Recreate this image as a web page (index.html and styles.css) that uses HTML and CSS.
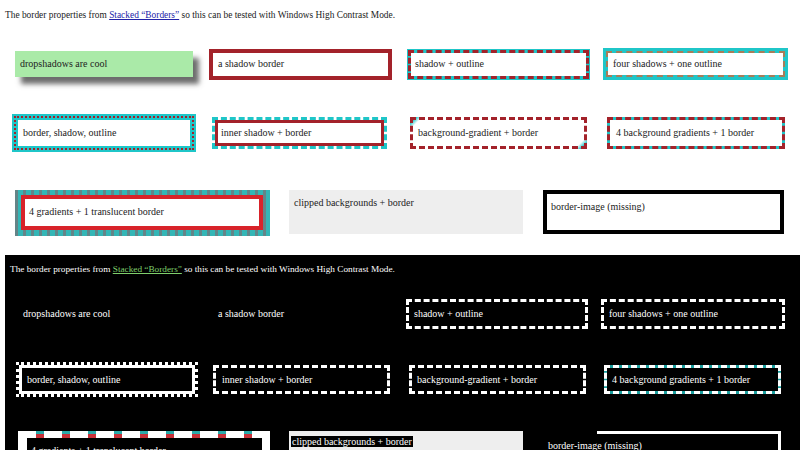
FILE: index.html
```html
<!DOCTYPE html>
<html>
<head>
<meta charset="utf-8">
<title>Stacked borders</title>
<link rel="stylesheet" href="styles.css">
</head>
<body>
<section class="page light">
  <p class="intro">The border properties from <a href="#">Stacked “Borders”</a> so this can be tested with Windows High Contrast Mode.</p>
  <div class="row row1">
    <div class="box b1">dropshadows are cool</div>
    <div class="box b2">a shadow border</div>
    <div class="box b3">shadow + outline</div>
    <div class="box b4">four shadows + one outline</div>
  </div>
  <div class="row row2">
    <div class="box b5">border, shadow, outline</div>
    <div class="box b6">inner shadow + border</div>
    <div class="box b7">background-gradient + border</div>
    <div class="box b8">4 background gradients + 1 border</div>
  </div>
  <div class="row row3">
    <div class="box b9"><div class="b9-inner">4 gradients + 1 translucent border</div></div>
    <div class="box b10">clipped backgrounds + border</div>
    <div class="box b11">border-image (missing)</div>
  </div>
</section>
<section class="page dark">
  <p class="intro">The border properties from <a href="#">Stacked “Borders”</a> so this can be tested with Windows High Contrast Mode.</p>
  <div class="row row1">
    <div class="box d1">dropshadows are cool</div>
    <div class="box d2">a shadow border</div>
    <div class="box d3">shadow + outline</div>
    <div class="box d4">four shadows + one outline</div>
  </div>
  <div class="row row2">
    <div class="box d5">border, shadow, outline</div>
    <div class="box d6">inner shadow + border</div>
    <div class="box d7">background-gradient + border</div>
    <div class="box d8">4 background gradients + 1 border</div>
  </div>
  <div class="row row3">
    <div class="box d9"><div class="d9-inner">4 gradients + 1 translucent border</div></div>
    <div class="box d10"><span class="hl">clipped backgrounds + border</span></div>
    <div class="box d11">border-image (missing)</div>
  </div>
</section>
</body>
</html>
```

FILE: styles.css
```css
* { box-sizing: border-box; }
html, body { margin: 0; padding: 0; overflow: hidden; }
body {
  width: 800px;
  height: 450px;
  background: #fff;
  color: #222;
  font-family: "Liberation Serif", "Times New Roman", serif;
  font-size: 10px;
  line-height: 12px;
}

.intro { margin: 0 0 0 5px; font-size: 9.4px; line-height: 12px; white-space: nowrap; }
.row { display: flex; align-items: center; }
.box { flex: none; white-space: nowrap; }

/* ---------- light ---------- */
.light { height: 255px; padding-top: 9px; }
.light a { color: #2323a8; }
.light .row1 { margin-top: 27px; height: 32px; }
.light .row2 { margin-top: 33px; height: 40px; }
.light .row3 { margin-top: 37px; align-items: flex-start; }

.b1 {
  margin-left: 15px; width: 178px; padding: 7px 5px;
  background: #aaeaa8;
  box-shadow: 6px 7px 5px rgba(60, 60, 60, 0.75);
}
.b2 {
  margin-left: 16px; width: 183px; padding: 5.5px 5px;
  border: 4px solid #a3222a;
}
.b3 {
  margin-left: 16px; width: 181px; padding: 5.5px 4px;
  border: 3px dashed #a3222a;
  background: linear-gradient(#fff, #fff) padding-box, #1fc6c8 border-box;
  box-shadow: 0 0 0 1px #1fc6c8;
}
.b4 {
  margin-left: 17px; width: 179px; padding: 5px 5px;
  border: 2px dashed #a87c58;
  background: linear-gradient(#fff, #fff) padding-box, #1fc6c8 border-box;
  box-shadow: 0 0 0 3px #1fc6c8;
}
.b5 {
  margin-left: 12px; width: 184px; padding: 7px 5px;
  border: 6px solid #1fc6c8;
  outline: 2px dotted #a3222a;
  outline-offset: -4px;
}
.b6 {
  margin-left: 16px; width: 175px; padding: 7px 6px;
  border: 3px dashed #1fc6c8;
  box-shadow: inset 0 0 0 3px #a3222a;
}
.b7 {
  margin-left: 23px; width: 177px; padding: 7px 5px;
  border: 3px dashed #a3222a;
  background: linear-gradient(135deg, #1fc6c8 0 3%, #fff 6% 94%, #1fc6c8 97%) border-box;
}
.b8 {
  margin-left: 20px; width: 178px; padding: 7px 6px;
  border: 3px dashed #a3222a;
  background: linear-gradient(#fff, #fff) padding-box, #1fc6c8 border-box;
}
.b9 {
  margin-left: 15px; width: 255px; height: 46px; padding: 5px 7px 6px 6px;
  background:
    repeating-linear-gradient(90deg, rgba(190, 40, 50, 0.35) 0 3px, transparent 3px 8px),
    #33b6b6;
}
.b9-inner {
  height: 35px; padding: 7px 4px;
  border: 4px solid #d8232a;
  background: #fff;
}
.b10 {
  margin-left: 19px; width: 234px; height: 44px; padding: 7px 5px;
  background: #eee;
}
.b11 {
  margin-left: 20px; width: 241px; height: 44px; padding: 7px 4px;
  border: 4px solid #000;
}

/* ---------- dark (high contrast) ---------- */
.dark {
  margin-left: 5px;
  height: 195px;
  overflow: hidden;
  padding-top: 8px;
  background: #000;
  color: #fff;
}
.dark .intro { font-size: 9.25px; }
.dark a { color: #7fcf6c; }
.dark .row1 { margin-top: 24px; height: 30px; }
.dark .row2 { margin-top: 33px; height: 35px; }
.dark .row3 { margin-top: 34px; align-items: flex-start; }

.d1 { margin-left: 13px; width: 178px; padding: 6px 5px; }
.d2 { margin-left: 13px; width: 183px; padding: 6px 9px; }
.d3 {
  margin-left: 14px; width: 182px; padding: 6px 5px;
  border: 3px dashed #fff;
}
.d4 {
  margin-left: 13px; width: 184px; padding: 6px 5px;
  border: 3px dashed #fff;
}
.d5 {
  margin-left: 14px; width: 176px; padding: 5.5px 5px;
  border: 3px solid #fff;
  outline: 3px dotted #fff;
}
.d6 {
  margin-left: 18px; width: 177px; padding: 5.5px 6px;
  border: 3px dashed #fff;
}
.d7 {
  margin-left: 19px; width: 177px; padding: 5.5px 5px;
  border: 3px dashed #fff;
}
.d8 {
  margin-left: 18px; width: 177px; padding: 5.5px 5px;
  border: 3px dashed #fff;
  background: linear-gradient(#000, #000) padding-box, #1a9e9e border-box;
}
.d9 {
  margin-left: 13px; width: 252px; height: 46px; padding: 7px 8px 7px 9px;
  background:
    repeating-linear-gradient(90deg, #fff 0 18px, transparent 18px 26px),
    linear-gradient(#2aa9a9 0 3px, #c8323a 3px 7px, #fff 7px);
}
.d9-inner {
  height: 32px; padding: 7px 4px;
  background: #000;
}
.d10 {
  margin-left: 19px; width: 234px; height: 44px; padding: 5px 2px;
  background: #eee;
}
.hl { background: #000; color: #fff; padding: 0 1px; }
.d11 {
  margin-left: 20px; width: 238px; height: 44px; padding: 9px 5px;
  border-right: 3px solid #fff;
  background: linear-gradient(#fff, #fff) right top / calc(100% - 54px) 3px no-repeat;
}
```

----------------

- **EXERCISE INSTRUCTIONS**
Print the listing above in full, exactly as written. Omit any pictures.

- **SOLUTION TO THIS TASK**
Recreate this image as a web page (index.html and styles.css) that uses HTML and CSS.
FILE: index.html
```html
<!DOCTYPE html>
<html>
<head>
<meta charset="utf-8">
<title>Stacked borders</title>
<link rel="stylesheet" href="styles.css">
</head>
<body>
<section class="page light">
  <p class="intro">The border properties from <a href="#">Stacked “Borders”</a> so this can be tested with Windows High Contrast Mode.</p>
  <div class="row row1">
    <div class="box b1">dropshadows are cool</div>
    <div class="box b2">a shadow border</div>
    <div class="box b3">shadow + outline</div>
    <div class="box b4">four shadows + one outline</div>
  </div>
  <div class="row row2">
    <div class="box b5">border, shadow, outline</div>
    <div class="box b6">inner shadow + border</div>
    <div class="box b7">background-gradient + border</div>
    <div class="box b8">4 background gradients + 1 border</div>
  </div>
  <div class="row row3">
    <div class="box b9"><div class="b9-inner">4 gradients + 1 translucent border</div></div>
    <div class="box b10">clipped backgrounds + border</div>
    <div class="box b11">border-image (missing)</div>
  </div>
</section>
<section class="page dark">
  <p class="intro">The border properties from <a href="#">Stacked “Borders”</a> so this can be tested with Windows High Contrast Mode.</p>
  <div class="row row1">
    <div class="box d1">dropshadows are cool</div>
    <div class="box d2">a shadow border</div>
    <div class="box d3">shadow + outline</div>
    <div class="box d4">four shadows + one outline</div>
  </div>
  <div class="row row2">
    <div class="box d5">border, shadow, outline</div>
    <div class="box d6">inner shadow + border</div>
    <div class="box d7">background-gradient + border</div>
    <div class="box d8">4 background gradients + 1 border</div>
  </div>
  <div class="row row3">
    <div class="box d9"><div class="d9-inner">4 gradients + 1 translucent border</div></div>
    <div class="box d10"><span class="hl">clipped backgrounds + border</span></div>
    <div class="box d11">border-image (missing)</div>
  </div>
</section>
</body>
</html>
```

FILE: styles.css
```css
* { box-sizing: border-box; }
html, body { margin: 0; padding: 0; overflow: hidden; }
body {
  width: 800px;
  height: 450px;
  background: #fff;
  color: #222;
  font-family: "Liberation Serif", "Times New Roman", serif;
  font-size: 10px;
  line-height: 12px;
}

.intro { margin: 0 0 0 5px; font-size: 9.4px; line-height: 12px; white-space: nowrap; }
.row { display: flex; align-items: center; }
.box { flex: none; white-space: nowrap; }

/* ---------- light ---------- */
.light { height: 255px; padding-top: 9px; }
.light a { color: #2323a8; }
.light .row1 { margin-top: 27px; height: 32px; }
.light .row2 { margin-top: 33px; height: 40px; }
.light .row3 { margin-top: 37px; align-items: flex-start; }

.b1 {
  margin-left: 15px; width: 178px; padding: 7px 5px;
  background: #aaeaa8;
  box-shadow: 6px 7px 5px rgba(60, 60, 60, 0.75);
}
.b2 {
  margin-left: 16px; width: 183px; padding: 5.5px 5px;
  border: 4px solid #a3222a;
}
.b3 {
  margin-left: 16px; width: 181px; padding: 5.5px 4px;
  border: 3px dashed #a3222a;
  background: linear-gradient(#fff, #fff) padding-box, #1fc6c8 border-box;
  box-shadow: 0 0 0 1px #1fc6c8;
}
.b4 {
  margin-left: 17px; width: 179px; padding: 5px 5px;
  border: 2px dashed #a87c58;
  background: linear-gradient(#fff, #fff) padding-box, #1fc6c8 border-box;
  box-shadow: 0 0 0 3px #1fc6c8;
}
.b5 {
  margin-left: 12px; width: 184px; padding: 7px 5px;
  border: 6px solid #1fc6c8;
  outline: 2px dotted #a3222a;
  outline-offset: -4px;
}
.b6 {
  margin-left: 16px; width: 175px; padding: 7px 6px;
  border: 3px dashed #1fc6c8;
  box-shadow: inset 0 0 0 3px #a3222a;
}
.b7 {
  margin-left: 23px; width: 177px; padding: 7px 5px;
  border: 3px dashed #a3222a;
  background: linear-gradient(135deg, #1fc6c8 0 3%, #fff 6% 94%, #1fc6c8 97%) border-box;
}
.b8 {
  margin-left: 20px; width: 178px; padding: 7px 6px;
  border: 3px dashed #a3222a;
  background: linear-gradient(#fff, #fff) padding-box, #1fc6c8 border-box;
}
.b9 {
  margin-left: 15px; width: 255px; height: 46px; padding: 5px 7px 6px 6px;
  background:
    repeating-linear-gradient(90deg, rgba(190, 40, 50, 0.35) 0 3px, transparent 3px 8px),
    #33b6b6;
}
.b9-inner {
  height: 35px; padding: 7px 4px;
  border: 4px solid #d8232a;
  background: #fff;
}
.b10 {
  margin-left: 19px; width: 234px; height: 44px; padding: 7px 5px;
  background: #eee;
}
.b11 {
  margin-left: 20px; width: 241px; height: 44px; padding: 7px 4px;
  border: 4px solid #000;
}

/* ---------- dark (high contrast) ---------- */
.dark {
  margin-left: 5px;
  height: 195px;
  overflow: hidden;
  padding-top: 8px;
  background: #000;
  color: #fff;
}
.dark .intro { font-size: 9.25px; }
.dark a { color: #7fcf6c; }
.dark .row1 { margin-top: 24px; height: 30px; }
.dark .row2 { margin-top: 33px; height: 35px; }
.dark .row3 { margin-top: 34px; align-items: flex-start; }

.d1 { margin-left: 13px; width: 178px; padding: 6px 5px; }
.d2 { margin-left: 13px; width: 183px; padding: 6px 9px; }
.d3 {
  margin-left: 14px; width: 182px; padding: 6px 5px;
  border: 3px dashed #fff;
}
.d4 {
  margin-left: 13px; width: 184px; padding: 6px 5px;
  border: 3px dashed #fff;
}
.d5 {
  margin-left: 14px; width: 176px; padding: 5.5px 5px;
  border: 3px solid #fff;
  outline: 3px dotted #fff;
}
.d6 {
  margin-left: 18px; width: 177px; padding: 5.5px 6px;
  border: 3px dashed #fff;
}
.d7 {
  margin-left: 19px; width: 177px; padding: 5.5px 5px;
  border: 3px dashed #fff;
}
.d8 {
  margin-left: 18px; width: 177px; padding: 5.5px 5px;
  border: 3px dashed #fff;
  background: linear-gradient(#000, #000) padding-box, #1a9e9e border-box;
}
.d9 {
  margin-left: 13px; width: 252px; height: 46px; padding: 7px 8px 7px 9px;
  background:
    repeating-linear-gradient(90deg, #fff 0 18px, transparent 18px 26px),
    linear-gradient(#2aa9a9 0 3px, #c8323a 3px 7px, #fff 7px);
}
.d9-inner {
  height: 32px; padding: 7px 4px;
  background: #000;
}
.d10 {
  margin-left: 19px; width: 234px; height: 44px; padding: 5px 2px;
  background: #eee;
}
.hl { background: #000; color: #fff; padding: 0 1px; }
.d11 {
  margin-left: 20px; width: 238px; height: 44px; padding: 9px 5px;
  border-right: 3px solid #fff;
  background: linear-gradient(#fff, #fff) right top / calc(100% - 54px) 3px no-repeat;
}
```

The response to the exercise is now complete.